***** THE INPUT

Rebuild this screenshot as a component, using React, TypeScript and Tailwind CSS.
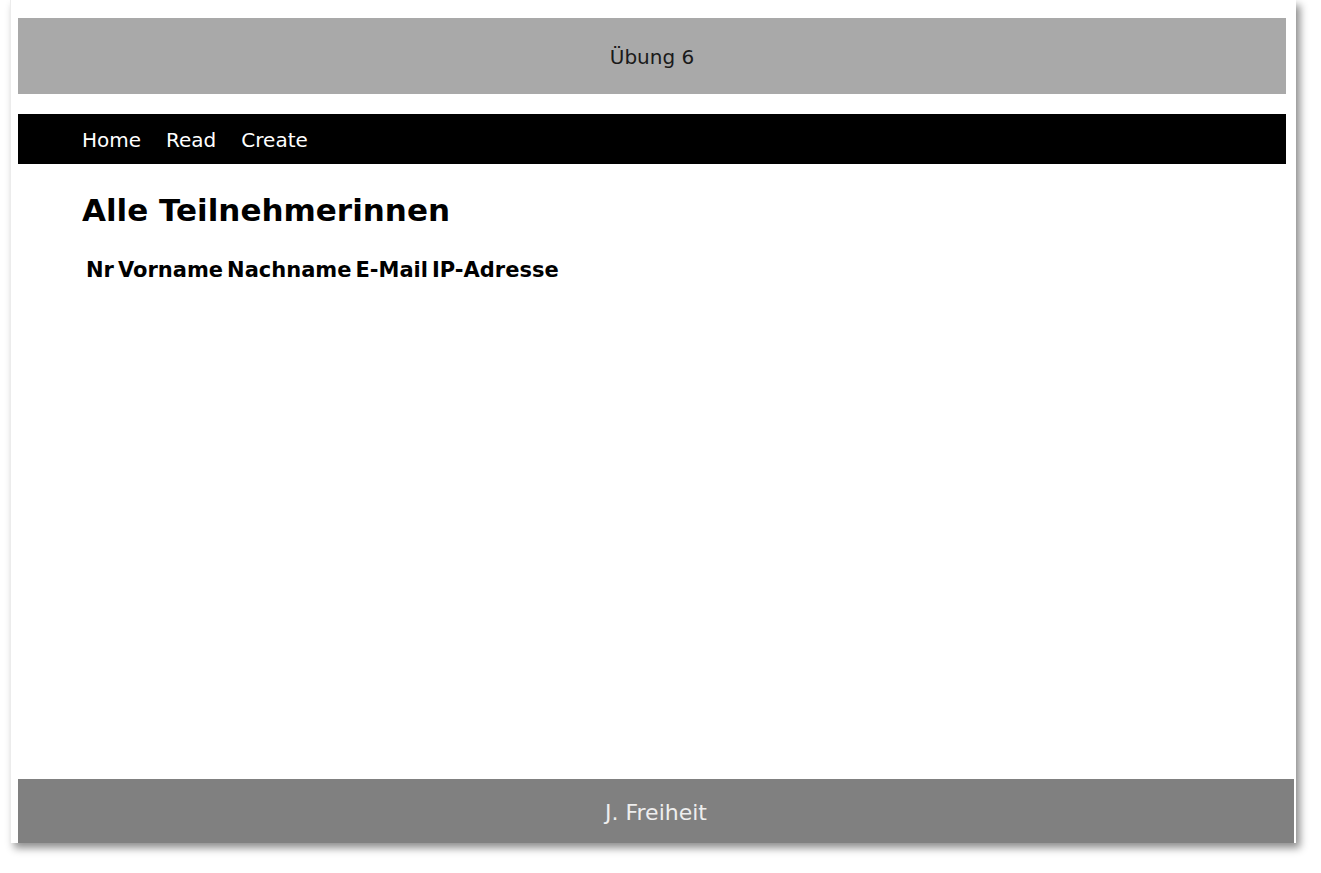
import React from "react";

export default function App() {
  const links = ["Home", "Read", "Create"];
  const columns = ["Nr", "Vorname", "Nachname", "E-Mail", "IP-Adresse"];

  return (
    <div className="w-full h-[873px] bg-white pl-[10px] overflow-hidden [font-family:'DejaVu_Sans',Verdana,sans-serif]">
      <div className="w-[1286px] h-[843px] bg-white flex flex-col border-l border-[#ececec] shadow-[4px_5px_8px_rgba(0,0,0,0.45)]">
        <header className="ml-[7px] mr-[10px] mt-[18px] h-[76px] pt-[2px] bg-[#a9a9a9] flex items-center justify-center text-[20px] text-[#1a1a1a]">
          Übung 6
        </header>

        <nav className="ml-[7px] mr-[10px] mt-[20px] h-[50px] pt-[2px] bg-black flex items-center gap-[25px] pl-[64px] text-[20px] text-white">
          {links.map((l) => (
            <a key={l} href="#">
              {l}
            </a>
          ))}
        </nav>

        <main className="pl-[71px] pt-[26px]">
          <h2 className="text-[31px] font-bold text-black leading-[40px]">
            Alle Teilnehmerinnen
          </h2>
          <table className="mt-[27px] ml-[2px]">
            <thead>
              <tr className="text-[21px] font-bold text-black">
                {columns.map((c) => (
                  <th key={c} className="px-[2px] text-left font-bold leading-[26px]">
                    {c}
                  </th>
                ))}
              </tr>
            </thead>
          </table>
        </main>

        <footer className="mt-auto ml-[7px] mr-[2px] h-[64px] pt-[3px] bg-[#808080] flex items-center justify-center text-[22px] text-[#eeeeee]">
          J. Freiheit
        </footer>
      </div>
    </div>
  );
}
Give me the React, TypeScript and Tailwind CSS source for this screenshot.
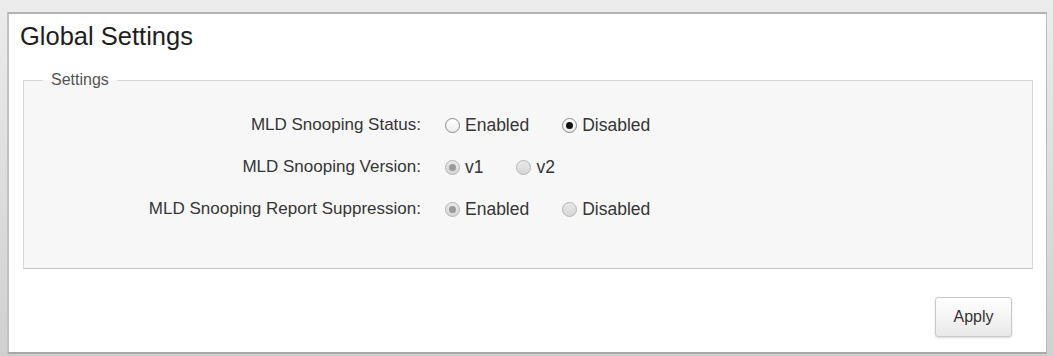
import React from 'react';

type Opt = { label: string; checked: boolean };

interface RowProps {
    label: string;
    options: Opt[];
    disabled?: boolean;
}

function Radio({ checked, disabled }: { checked: boolean; disabled?: boolean }) {
    const ring = disabled
        ? 'border-[#b3b3b3] bg-gradient-to-b from-[#e9e9e9] to-[#d6d6d6]'
        : 'border-[#8a8a8a] bg-gradient-to-b from-white to-[#ececec]';
    const dot = disabled ? 'bg-[#9a9a9a]' : 'bg-[#111]';
    return (
        <span className={`w-[15px] h-[15px] rounded-full border flex items-center justify-center shrink-0 ${ring}`}>
            {checked && <span className={`w-[7px] h-[7px] rounded-full ${dot}`} />}
        </span>
    );
}

function SettingRow({ label, options, disabled }: RowProps) {
    return (
        <div className="flex items-center h-[42px]">
            <div className="w-[397px] text-right text-[17px] text-[#363636]">{label}</div>
            <div className="flex items-center gap-[33px] ml-[24px]">
                {options.map(o => (
                    <label key={o.label} className="flex items-center gap-[5px] text-[17.5px] text-[#363636]">
                        <Radio checked={o.checked} disabled={disabled} />
                        <span>{o.label}</span>
                    </label>
                ))}
            </div>
        </div>
    );
}

export default function App() {
    return (
        <div
            className="w-[1053px] h-[356px] bg-gradient-to-b from-[#ececec] to-[#d0d0d0] pt-[12px] pl-[7px] pr-[6px] pb-[2px]"
            style={{ fontFamily: '"Liberation Sans", Arial, sans-serif' }}
        >
            <div className="h-full bg-white border-t-2 border-l-2 border-r border-b-2 border-t-[#b3b3b3] border-l-[#c2c2c2] border-r-[#bdbdbd] border-b-[#a8a8a8] flex flex-col">
                <h1 className="pl-[11px] pt-[8px] text-[25.5px] leading-[29px] text-[#1e1e1e]">Global Settings</h1>

                <fieldset className="mt-[20px] ml-[14px] mr-[13px] border border-[#d6d6d6] border-b-[#c4c4c4] bg-[#f7f7f7] pt-[15px] pb-[38px]">
                    <legend className="ml-[19px] px-[8px] text-[16px] leading-[18px] text-[#555]">Settings</legend>
                    <SettingRow
                        label="MLD Snooping Status:"
                        options={[
                            { label: 'Enabled', checked: false },
                            { label: 'Disabled', checked: true },
                        ]}
                    />
                    <SettingRow
                        label="MLD Snooping Version:"
                        disabled
                        options={[
                            { label: 'v1', checked: true },
                            { label: 'v2', checked: false },
                        ]}
                    />
                    <SettingRow
                        label="MLD Snooping Report Suppression:"
                        disabled
                        options={[
                            { label: 'Enabled', checked: true },
                            { label: 'Disabled', checked: false },
                        ]}
                    />
                </fieldset>

                <div className="flex justify-end mt-[28px] pr-[34px]">
                    <button className="w-[77px] h-[40px] rounded-[3px] border border-[#c9c9c9] bg-gradient-to-b from-white to-[#e9e9e9] shadow-[0_1px_2px_rgba(0,0,0,0.15)] text-[16px] text-[#333]">
                        Apply
                    </button>
                </div>
            </div>
        </div>
    );
}
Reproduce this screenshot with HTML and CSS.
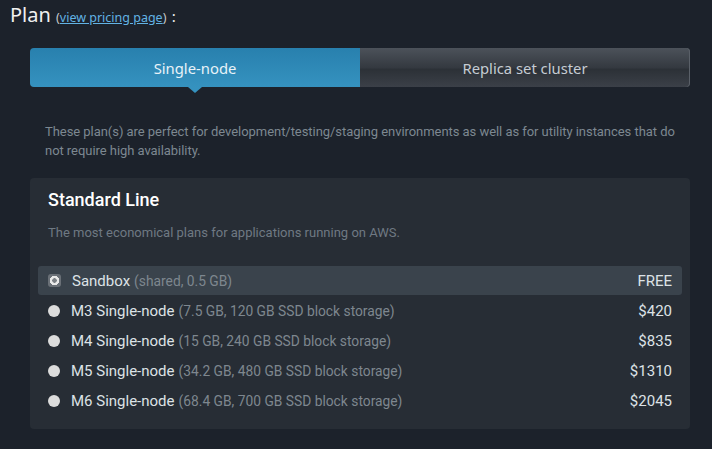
FILE: index.html
```html
<!DOCTYPE html>
<html lang="en">
<head>
    <meta charset="UTF-8">
    <title>Plan</title>
    <link rel="stylesheet" href="styles.css">
</head>
<body>
    <div class="plan-header">
        Plan <span class="plan-link">(<a href="#">view pricing page</a>)</span> <span class="colon">:</span>
    </div>

    <div class="plan-body">
        <div class="tabs">
            <div class="tab active">Single-node</div>
            <div class="tab">Replica set cluster</div>
        </div>

        <p class="tab-desc">These plan(s) are perfect for development/testing/staging environments as well as for utility instances that do not require high availability.</p>

        <div class="line-card">
            <h2>Standard Line</h2>
            <p class="line-desc">The most economical plans for applications running on AWS.</p>

            <div class="plan-list">
                <div class="plan-row selected">
                    <span class="radio"></span>
                    <span class="plan-name">Sandbox</span>
                    <span class="plan-info">(shared, 0.5 GB)</span>
                    <span class="plan-price">FREE</span>
                </div>
                <div class="plan-row">
                    <span class="radio"></span>
                    <span class="plan-name">M3 Single-node</span>
                    <span class="plan-info">(7.5 GB, 120 GB SSD block storage)</span>
                    <span class="plan-price">$420</span>
                </div>
                <div class="plan-row">
                    <span class="radio"></span>
                    <span class="plan-name">M4 Single-node</span>
                    <span class="plan-info">(15 GB, 240 GB SSD block storage)</span>
                    <span class="plan-price">$835</span>
                </div>
                <div class="plan-row">
                    <span class="radio"></span>
                    <span class="plan-name">M5 Single-node</span>
                    <span class="plan-info">(34.2 GB, 480 GB SSD block storage)</span>
                    <span class="plan-price">$1310</span>
                </div>
                <div class="plan-row">
                    <span class="radio"></span>
                    <span class="plan-name">M6 Single-node</span>
                    <span class="plan-info">(68.4 GB, 700 GB SSD block storage)</span>
                    <span class="plan-price">$2045</span>
                </div>
            </div>
        </div>
    </div>
</body>
</html>
```

FILE: styles.css
```css
* {
    margin: 0;
    padding: 0;
    box-sizing: border-box;
}

body {
    background-color: #1c222b;
    font-family: 'Roboto', sans-serif;
    color: #e6e6e6;
    padding: 2px 0 0 10px;
}

/* Заголовок */
.plan-header {
    font-family: 'Noto Sans', sans-serif;
    font-size: 20px;
    line-height: 26px;
    color: #f0f0f0;
}

.plan-link {
    font-size: 12.5px;
    color: #c8c8c8;
}

.plan-link a {
    color: #62b3e4;
    text-decoration: underline;
}

.colon {
    font-size: 15px;
}

.plan-body {
    padding: 17px 22px 0 20px;
}

/* Вкладки */
.tabs {
    display: flex;
    height: 39px;
    font-family: 'Noto Sans', sans-serif;
    font-size: 14.8px;
}

.tab {
    flex: 1;
    display: flex;
    align-items: center;
    justify-content: center;
    color: #c5ccd3;
    background: linear-gradient(#4c525a, #343940 50%, #2c3137 55%, #3b4048);
    border-radius: 0 4px 4px 0;
    box-shadow: inset -1px 0 0 #5a6068;
}

.tab.active {
    position: relative;
    color: #e8f2f8;
    background: linear-gradient(#2880ae, #3592bf);
    border-radius: 4px 0 0 4px;
    box-shadow: none;
}

.tab.active::after {
    content: "";
    position: absolute;
    left: 50%;
    bottom: -6px;
    margin-left: -7px;
    border-left: 7px solid transparent;
    border-right: 7px solid transparent;
    border-top: 6px solid #3592bf;
}

.tab-desc {
    font-family: 'Roboto', sans-serif;
    font-size: 13px;
    letter-spacing: -0.05px;
    line-height: 19px;
    color: #7d8891;
    padding: 35px 15px 0 15px;
    margin-bottom: 18px;
}

/* Карточка */
.line-card {
    background-color: #272d35;
    border-radius: 4px;
    padding: 11px 8px 13px 8px;
}

.line-card h2 {
    font-size: 18px;
    font-weight: 500;
    color: #ffffff;
    padding-left: 10px;
    line-height: 22px;
}

.line-desc {
    font-size: 13px;
    color: #6f7983;
    padding-left: 10px;
    margin-top: 13px;
    line-height: 18px;
}

.plan-list {
    margin-top: 24px;
}

.plan-row {
    display: flex;
    align-items: center;
    height: 30px;
    padding: 0 10px 0 10px;
    border-radius: 3px;
    font-size: 15px;
}

.plan-row.selected {
    background-color: #3a434c;
    height: 29px;
    margin-bottom: 1px;
}

.radio {
    width: 12px;
    height: 12px;
    border-radius: 50%;
    background-color: #dcdcdc;
    margin-right: 11px;
    flex-shrink: 0;
}

.selected .radio {
    width: 13px;
    height: 13px;
    border-radius: 3px;
    background: radial-gradient(circle, #7a7f84 0 2px, #e8e8e8 2.5px 4.5px, #6a7077 5px);
}

.plan-name {
    color: #dde2e6;
}

.plan-info {
    color: #7e878f;
    font-size: 13.8px;
    margin-left: 4px;
}

.plan-price {
    margin-left: auto;
    color: #dde2e6;
}
```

**********

■ GIVEN TASK
Copy each line that holds the word "TypeScript".

■ SOLUTION TO THIS TASK
Rebuild this screenshot as a component, using React, TypeScript and Tailwind CSS.
Give me the React, TypeScript and Tailwind CSS source for this screenshot.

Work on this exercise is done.